▸ WHAT YOU SHOULD DO:
Without omitting anything, return the records precisely as given.

☆ ☆ ☆ ☆ ☆ ☆ ☆

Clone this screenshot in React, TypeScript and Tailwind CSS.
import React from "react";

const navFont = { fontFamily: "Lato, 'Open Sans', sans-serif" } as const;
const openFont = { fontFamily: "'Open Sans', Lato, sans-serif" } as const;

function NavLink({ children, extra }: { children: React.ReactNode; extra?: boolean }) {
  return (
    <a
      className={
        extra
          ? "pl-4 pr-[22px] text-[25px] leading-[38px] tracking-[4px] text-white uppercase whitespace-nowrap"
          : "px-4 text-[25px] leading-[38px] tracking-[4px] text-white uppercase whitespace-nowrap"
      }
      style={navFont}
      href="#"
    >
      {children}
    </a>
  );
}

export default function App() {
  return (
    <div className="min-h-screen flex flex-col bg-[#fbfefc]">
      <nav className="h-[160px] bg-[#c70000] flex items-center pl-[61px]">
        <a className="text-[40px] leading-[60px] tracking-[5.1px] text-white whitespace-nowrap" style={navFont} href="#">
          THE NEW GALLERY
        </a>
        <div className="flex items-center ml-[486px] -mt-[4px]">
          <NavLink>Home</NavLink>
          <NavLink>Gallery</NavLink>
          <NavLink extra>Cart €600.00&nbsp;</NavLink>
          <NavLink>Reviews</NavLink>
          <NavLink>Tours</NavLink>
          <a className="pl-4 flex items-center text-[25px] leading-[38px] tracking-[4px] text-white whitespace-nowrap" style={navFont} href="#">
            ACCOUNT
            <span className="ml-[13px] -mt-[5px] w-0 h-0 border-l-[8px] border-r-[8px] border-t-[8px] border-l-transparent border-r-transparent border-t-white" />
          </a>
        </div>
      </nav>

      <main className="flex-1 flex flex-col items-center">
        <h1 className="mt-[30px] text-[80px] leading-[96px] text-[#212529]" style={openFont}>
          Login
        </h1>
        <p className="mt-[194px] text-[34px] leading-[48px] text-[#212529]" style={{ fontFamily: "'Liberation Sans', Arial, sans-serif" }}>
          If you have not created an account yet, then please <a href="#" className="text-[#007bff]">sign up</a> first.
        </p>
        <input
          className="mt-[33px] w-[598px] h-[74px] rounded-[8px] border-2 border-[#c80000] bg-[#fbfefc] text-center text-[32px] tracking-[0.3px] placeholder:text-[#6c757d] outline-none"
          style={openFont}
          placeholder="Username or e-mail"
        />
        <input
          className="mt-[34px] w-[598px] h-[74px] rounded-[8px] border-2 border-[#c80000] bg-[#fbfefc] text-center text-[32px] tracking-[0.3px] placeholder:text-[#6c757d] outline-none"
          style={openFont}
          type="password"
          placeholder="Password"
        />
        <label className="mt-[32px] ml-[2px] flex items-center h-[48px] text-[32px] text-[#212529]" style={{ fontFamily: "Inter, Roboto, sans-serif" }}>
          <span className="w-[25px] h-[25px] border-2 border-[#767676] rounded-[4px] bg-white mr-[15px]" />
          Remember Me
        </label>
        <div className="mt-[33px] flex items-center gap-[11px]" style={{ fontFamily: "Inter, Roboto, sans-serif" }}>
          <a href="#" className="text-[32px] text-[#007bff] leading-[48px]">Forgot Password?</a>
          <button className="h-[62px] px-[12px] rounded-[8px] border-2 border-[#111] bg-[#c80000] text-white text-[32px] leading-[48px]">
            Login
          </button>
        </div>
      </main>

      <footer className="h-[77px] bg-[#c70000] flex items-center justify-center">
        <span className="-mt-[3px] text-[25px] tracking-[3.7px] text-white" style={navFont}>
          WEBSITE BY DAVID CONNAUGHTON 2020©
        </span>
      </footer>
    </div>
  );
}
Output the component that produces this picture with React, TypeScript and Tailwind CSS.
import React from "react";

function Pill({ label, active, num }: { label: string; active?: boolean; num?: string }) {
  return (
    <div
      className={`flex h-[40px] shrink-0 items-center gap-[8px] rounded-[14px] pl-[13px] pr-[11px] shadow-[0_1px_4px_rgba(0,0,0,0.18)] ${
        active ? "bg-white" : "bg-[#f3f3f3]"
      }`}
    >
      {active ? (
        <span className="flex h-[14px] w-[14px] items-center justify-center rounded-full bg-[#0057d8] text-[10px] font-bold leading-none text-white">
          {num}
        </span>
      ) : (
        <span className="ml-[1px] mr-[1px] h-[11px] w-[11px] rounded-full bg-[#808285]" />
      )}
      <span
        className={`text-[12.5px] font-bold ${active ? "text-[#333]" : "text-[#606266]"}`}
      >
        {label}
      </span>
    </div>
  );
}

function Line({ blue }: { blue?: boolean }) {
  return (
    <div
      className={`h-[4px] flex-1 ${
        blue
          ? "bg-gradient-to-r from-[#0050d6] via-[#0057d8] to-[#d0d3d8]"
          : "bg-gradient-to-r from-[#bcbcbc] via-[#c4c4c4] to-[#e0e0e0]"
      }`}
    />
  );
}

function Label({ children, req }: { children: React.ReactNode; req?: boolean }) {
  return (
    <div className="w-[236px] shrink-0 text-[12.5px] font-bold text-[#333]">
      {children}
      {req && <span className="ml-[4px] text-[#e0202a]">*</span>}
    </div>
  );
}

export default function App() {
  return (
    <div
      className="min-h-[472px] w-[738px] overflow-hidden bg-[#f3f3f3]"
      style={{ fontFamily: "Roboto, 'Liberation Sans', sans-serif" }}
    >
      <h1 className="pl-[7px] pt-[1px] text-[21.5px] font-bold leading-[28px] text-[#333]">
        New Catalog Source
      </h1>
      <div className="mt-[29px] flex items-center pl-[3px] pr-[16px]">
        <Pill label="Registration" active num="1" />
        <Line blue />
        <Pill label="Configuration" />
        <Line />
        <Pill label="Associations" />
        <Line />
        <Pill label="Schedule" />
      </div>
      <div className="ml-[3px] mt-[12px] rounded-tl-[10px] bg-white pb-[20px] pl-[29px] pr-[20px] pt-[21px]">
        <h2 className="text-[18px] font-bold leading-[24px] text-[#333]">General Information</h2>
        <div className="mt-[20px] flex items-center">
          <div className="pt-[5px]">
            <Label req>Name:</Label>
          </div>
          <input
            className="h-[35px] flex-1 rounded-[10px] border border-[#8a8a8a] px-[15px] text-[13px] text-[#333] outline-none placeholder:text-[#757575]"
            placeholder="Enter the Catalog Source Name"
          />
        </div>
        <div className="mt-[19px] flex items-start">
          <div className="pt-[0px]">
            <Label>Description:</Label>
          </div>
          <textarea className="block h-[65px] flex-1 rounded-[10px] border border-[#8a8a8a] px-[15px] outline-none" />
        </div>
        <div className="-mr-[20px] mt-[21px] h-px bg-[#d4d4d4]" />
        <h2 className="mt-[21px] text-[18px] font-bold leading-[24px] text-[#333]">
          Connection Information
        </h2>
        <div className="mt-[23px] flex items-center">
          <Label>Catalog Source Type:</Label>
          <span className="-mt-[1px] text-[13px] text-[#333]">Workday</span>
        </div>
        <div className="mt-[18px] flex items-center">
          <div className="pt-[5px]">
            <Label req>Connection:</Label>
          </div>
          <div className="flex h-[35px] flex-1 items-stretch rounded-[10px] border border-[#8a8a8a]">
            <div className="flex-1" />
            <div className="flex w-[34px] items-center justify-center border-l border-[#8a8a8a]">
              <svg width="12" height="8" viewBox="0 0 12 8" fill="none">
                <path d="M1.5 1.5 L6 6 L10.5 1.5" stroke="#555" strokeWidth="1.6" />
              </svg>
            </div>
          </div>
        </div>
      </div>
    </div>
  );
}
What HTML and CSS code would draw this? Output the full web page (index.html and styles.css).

☆ ☆ ☆ ☆ ☆ ☆ ☆

▸ REPLY TO THE EXERCISE:
Clone this screenshot in React, TypeScript and Tailwind CSS.
import React from "react";

const navFont = { fontFamily: "Lato, 'Open Sans', sans-serif" } as const;
const openFont = { fontFamily: "'Open Sans', Lato, sans-serif" } as const;

function NavLink({ children, extra }: { children: React.ReactNode; extra?: boolean }) {
  return (
    <a
      className={
        extra
          ? "pl-4 pr-[22px] text-[25px] leading-[38px] tracking-[4px] text-white uppercase whitespace-nowrap"
          : "px-4 text-[25px] leading-[38px] tracking-[4px] text-white uppercase whitespace-nowrap"
      }
      style={navFont}
      href="#"
    >
      {children}
    </a>
  );
}

export default function App() {
  return (
    <div className="min-h-screen flex flex-col bg-[#fbfefc]">
      <nav className="h-[160px] bg-[#c70000] flex items-center pl-[61px]">
        <a className="text-[40px] leading-[60px] tracking-[5.1px] text-white whitespace-nowrap" style={navFont} href="#">
          THE NEW GALLERY
        </a>
        <div className="flex items-center ml-[486px] -mt-[4px]">
          <NavLink>Home</NavLink>
          <NavLink>Gallery</NavLink>
          <NavLink extra>Cart €600.00&nbsp;</NavLink>
          <NavLink>Reviews</NavLink>
          <NavLink>Tours</NavLink>
          <a className="pl-4 flex items-center text-[25px] leading-[38px] tracking-[4px] text-white whitespace-nowrap" style={navFont} href="#">
            ACCOUNT
            <span className="ml-[13px] -mt-[5px] w-0 h-0 border-l-[8px] border-r-[8px] border-t-[8px] border-l-transparent border-r-transparent border-t-white" />
          </a>
        </div>
      </nav>

      <main className="flex-1 flex flex-col items-center">
        <h1 className="mt-[30px] text-[80px] leading-[96px] text-[#212529]" style={openFont}>
          Login
        </h1>
        <p className="mt-[194px] text-[34px] leading-[48px] text-[#212529]" style={{ fontFamily: "'Liberation Sans', Arial, sans-serif" }}>
          If you have not created an account yet, then please <a href="#" className="text-[#007bff]">sign up</a> first.
        </p>
        <input
          className="mt-[33px] w-[598px] h-[74px] rounded-[8px] border-2 border-[#c80000] bg-[#fbfefc] text-center text-[32px] tracking-[0.3px] placeholder:text-[#6c757d] outline-none"
          style={openFont}
          placeholder="Username or e-mail"
        />
        <input
          className="mt-[34px] w-[598px] h-[74px] rounded-[8px] border-2 border-[#c80000] bg-[#fbfefc] text-center text-[32px] tracking-[0.3px] placeholder:text-[#6c757d] outline-none"
          style={openFont}
          type="password"
          placeholder="Password"
        />
        <label className="mt-[32px] ml-[2px] flex items-center h-[48px] text-[32px] text-[#212529]" style={{ fontFamily: "Inter, Roboto, sans-serif" }}>
          <span className="w-[25px] h-[25px] border-2 border-[#767676] rounded-[4px] bg-white mr-[15px]" />
          Remember Me
        </label>
        <div className="mt-[33px] flex items-center gap-[11px]" style={{ fontFamily: "Inter, Roboto, sans-serif" }}>
          <a href="#" className="text-[32px] text-[#007bff] leading-[48px]">Forgot Password?</a>
          <button className="h-[62px] px-[12px] rounded-[8px] border-2 border-[#111] bg-[#c80000] text-white text-[32px] leading-[48px]">
            Login
          </button>
        </div>
      </main>

      <footer className="h-[77px] bg-[#c70000] flex items-center justify-center">
        <span className="-mt-[3px] text-[25px] tracking-[3.7px] text-white" style={navFont}>
          WEBSITE BY DAVID CONNAUGHTON 2020©
        </span>
      </footer>
    </div>
  );
}
Output the component that produces this picture with React, TypeScript and Tailwind CSS.
import React from "react";

function Pill({ label, active, num }: { label: string; active?: boolean; num?: string }) {
  return (
    <div
      className={`flex h-[40px] shrink-0 items-center gap-[8px] rounded-[14px] pl-[13px] pr-[11px] shadow-[0_1px_4px_rgba(0,0,0,0.18)] ${
        active ? "bg-white" : "bg-[#f3f3f3]"
      }`}
    >
      {active ? (
        <span className="flex h-[14px] w-[14px] items-center justify-center rounded-full bg-[#0057d8] text-[10px] font-bold leading-none text-white">
          {num}
        </span>
      ) : (
        <span className="ml-[1px] mr-[1px] h-[11px] w-[11px] rounded-full bg-[#808285]" />
      )}
      <span
        className={`text-[12.5px] font-bold ${active ? "text-[#333]" : "text-[#606266]"}`}
      >
        {label}
      </span>
    </div>
  );
}

function Line({ blue }: { blue?: boolean }) {
  return (
    <div
      className={`h-[4px] flex-1 ${
        blue
          ? "bg-gradient-to-r from-[#0050d6] via-[#0057d8] to-[#d0d3d8]"
          : "bg-gradient-to-r from-[#bcbcbc] via-[#c4c4c4] to-[#e0e0e0]"
      }`}
    />
  );
}

function Label({ children, req }: { children: React.ReactNode; req?: boolean }) {
  return (
    <div className="w-[236px] shrink-0 text-[12.5px] font-bold text-[#333]">
      {children}
      {req && <span className="ml-[4px] text-[#e0202a]">*</span>}
    </div>
  );
}

export default function App() {
  return (
    <div
      className="min-h-[472px] w-[738px] overflow-hidden bg-[#f3f3f3]"
      style={{ fontFamily: "Roboto, 'Liberation Sans', sans-serif" }}
    >
      <h1 className="pl-[7px] pt-[1px] text-[21.5px] font-bold leading-[28px] text-[#333]">
        New Catalog Source
      </h1>
      <div className="mt-[29px] flex items-center pl-[3px] pr-[16px]">
        <Pill label="Registration" active num="1" />
        <Line blue />
        <Pill label="Configuration" />
        <Line />
        <Pill label="Associations" />
        <Line />
        <Pill label="Schedule" />
      </div>
      <div className="ml-[3px] mt-[12px] rounded-tl-[10px] bg-white pb-[20px] pl-[29px] pr-[20px] pt-[21px]">
        <h2 className="text-[18px] font-bold leading-[24px] text-[#333]">General Information</h2>
        <div className="mt-[20px] flex items-center">
          <div className="pt-[5px]">
            <Label req>Name:</Label>
          </div>
          <input
            className="h-[35px] flex-1 rounded-[10px] border border-[#8a8a8a] px-[15px] text-[13px] text-[#333] outline-none placeholder:text-[#757575]"
            placeholder="Enter the Catalog Source Name"
          />
        </div>
        <div className="mt-[19px] flex items-start">
          <div className="pt-[0px]">
            <Label>Description:</Label>
          </div>
          <textarea className="block h-[65px] flex-1 rounded-[10px] border border-[#8a8a8a] px-[15px] outline-none" />
        </div>
        <div className="-mr-[20px] mt-[21px] h-px bg-[#d4d4d4]" />
        <h2 className="mt-[21px] text-[18px] font-bold leading-[24px] text-[#333]">
          Connection Information
        </h2>
        <div className="mt-[23px] flex items-center">
          <Label>Catalog Source Type:</Label>
          <span className="-mt-[1px] text-[13px] text-[#333]">Workday</span>
        </div>
        <div className="mt-[18px] flex items-center">
          <div className="pt-[5px]">
            <Label req>Connection:</Label>
          </div>
          <div className="flex h-[35px] flex-1 items-stretch rounded-[10px] border border-[#8a8a8a]">
            <div className="flex-1" />
            <div className="flex w-[34px] items-center justify-center border-l border-[#8a8a8a]">
              <svg width="12" height="8" viewBox="0 0 12 8" fill="none">
                <path d="M1.5 1.5 L6 6 L10.5 1.5" stroke="#555" strokeWidth="1.6" />
              </svg>
            </div>
          </div>
        </div>
      </div>
    </div>
  );
}
What HTML and CSS code would draw this? Output the full web page (index.html and styles.css).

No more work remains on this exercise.